The next bus home was at 23 in the evening. Luckily there was no fighting at the bus station, even though it is a Friday night. Norwegians tend to be drunk and stupid on Friday and Saturday nights. The rest of the week, we tend not to be drunk.

Walking home from the bus shortly before midnight felt unusual. It was nearly dark, but not quite. We have reached the part of the year where there is no real night, even here on the south tip of Norway. The sky was a smooth dark blue, the full moon yellow as butter, presiding over a few tiny clouds near the horizon. Only the most luminous stars were out and about. One star hastened across the sky, blinking regularly in a white light. I suppose it was a spinning satellite, from its speed. I felt a sting of loss: There should have been cities up there by now, wondrous towers, their sails of light awe-inspiring bright as they caught the sun. But the year 2000 is here and the future has still not come, except to our computers. I felt our failure almost personally.

But the air was filled with scents barely remembered. As I walked in the still night, they shifted: The sweet smell of flowers in their late bloom, followed by a whiff of smoke. Charcoal? The path through the forest took me through the smell of decaying plants already. The snails are probably feasting as the summer dew starts to settle. There have been a lot of them just lately. They remind me of us: Earthbound, frail, slow, living off dead organic materials. We got the intelligence, they got a sense that tells them of coming rain or humidity. To each his own.

***

It will surprise no one that I did not get the Toshiba to start with my boot disk. Well, it did boot...
A:>
Not an encouraging sight. I do not know how often I rebooted it. When started without the boot floppy, it displayed a jumble ... no, two jumbles of random characters in various colors on backgrounds of various other colors, then stopped while the floppy light kept shining. If booted from the floppy, it just gave me the DOS prompt. I tried secure mode. I read the help file and tried again.
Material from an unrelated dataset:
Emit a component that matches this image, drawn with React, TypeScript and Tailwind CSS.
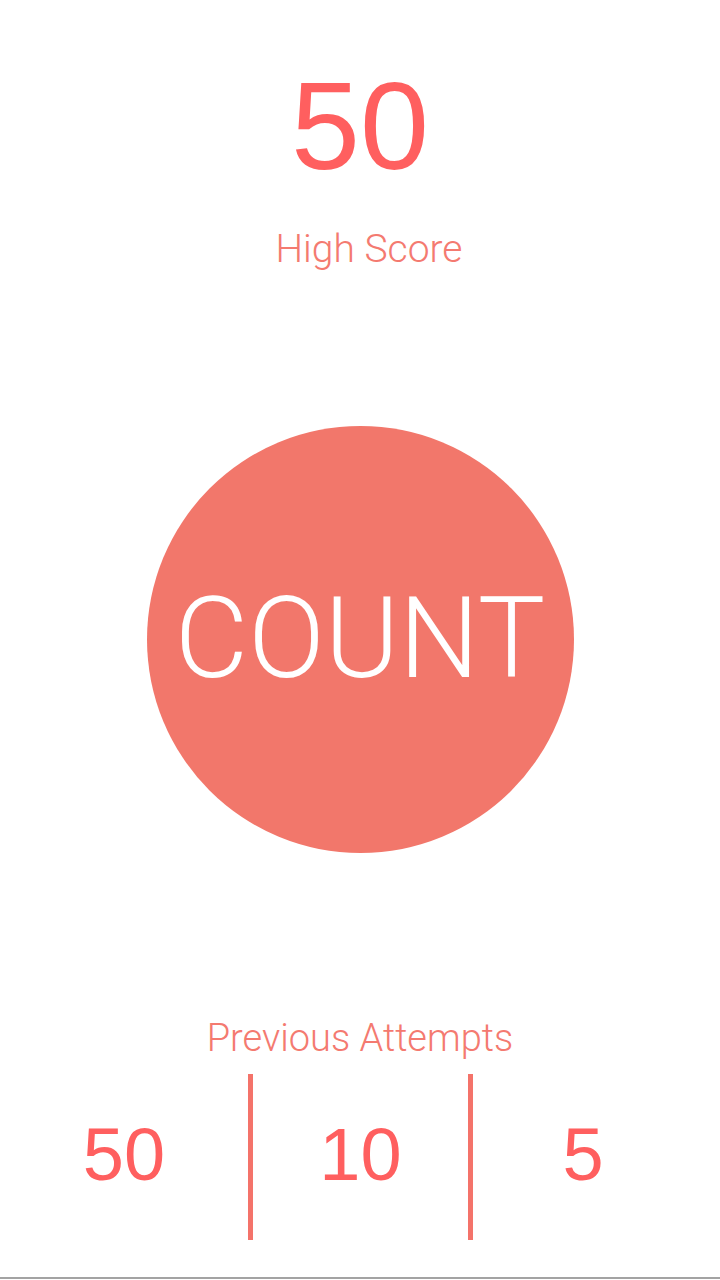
const numberFont = { fontFamily: '"Liberation Sans", Arial, sans-serif' };
const thinFont = { fontFamily: 'Roboto, "Liberation Sans", sans-serif' };

const attempts = [50, 10, 5];

export default function App() {
  return (
    <div className="flex min-h-[1280px] w-[720px] flex-col bg-white">
      {/* High score */}
      <div className="flex flex-col items-center">
        <p style={numberFont} className="mt-[64px] text-[124px] leading-none text-[#ff5f5f]">
          {attempts[0]}
        </p>
        <p style={thinFont} className="mt-[42px] pl-[18px] text-[39px] font-light leading-none text-[#f47a70]">
          High Score
        </p>
      </div>

      {/* Count button */}
      <div className="mt-[157px] flex justify-center">
        <button
          style={thinFont}
          className="flex h-[427px] w-[427px] items-center justify-center rounded-full bg-[#f2776b] pb-[2px] text-[113px] font-light leading-none text-white"
        >
          COUNT
        </button>
      </div>

      {/* Previous attempts */}
      <p style={thinFont} className="mt-[166px] text-center text-[38px] font-light leading-none text-[#f47a70]">
        Previous Attempts
      </p>
      <div style={numberFont} className="mt-[17px] flex h-[166px] items-center text-[74px] leading-none text-[#ff5f5f]">
        <div className="w-[248px] pb-[5px] text-center">{attempts[0]}</div>
        <div className="h-full w-[5px] bg-[#f4736a]" />
        <div className="w-[215px] pb-[5px] text-center">{attempts[1]}</div>
        <div className="h-full w-[5px] bg-[#f4736a]" />
        <div className="w-[220px] pb-[5px] text-center">{attempts[2]}</div>
      </div>

      <div className="mt-auto h-[2px] bg-[#a3a3a3]" />
      <div className="h-[1px]" />
    </div>
  );
}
Eventually I performed the SYS C: from the floppy, transferring the system files to the hard disk again. (Though it is beyond me why they would disappear from me booting with a data floppy in the floppy drive.) I removed the boot disk and tried again.

What a beautiful sight that Windows symbol on a pale blue screen was! I started in secure mode, and turned off the computer in an orderly way. It took its sweet time starting again, but now it seems to be the same old same old. And boy am I happy for that. In a surprising move, familiarity now breeds contentment.

And from this we can learn: All is well that ends well!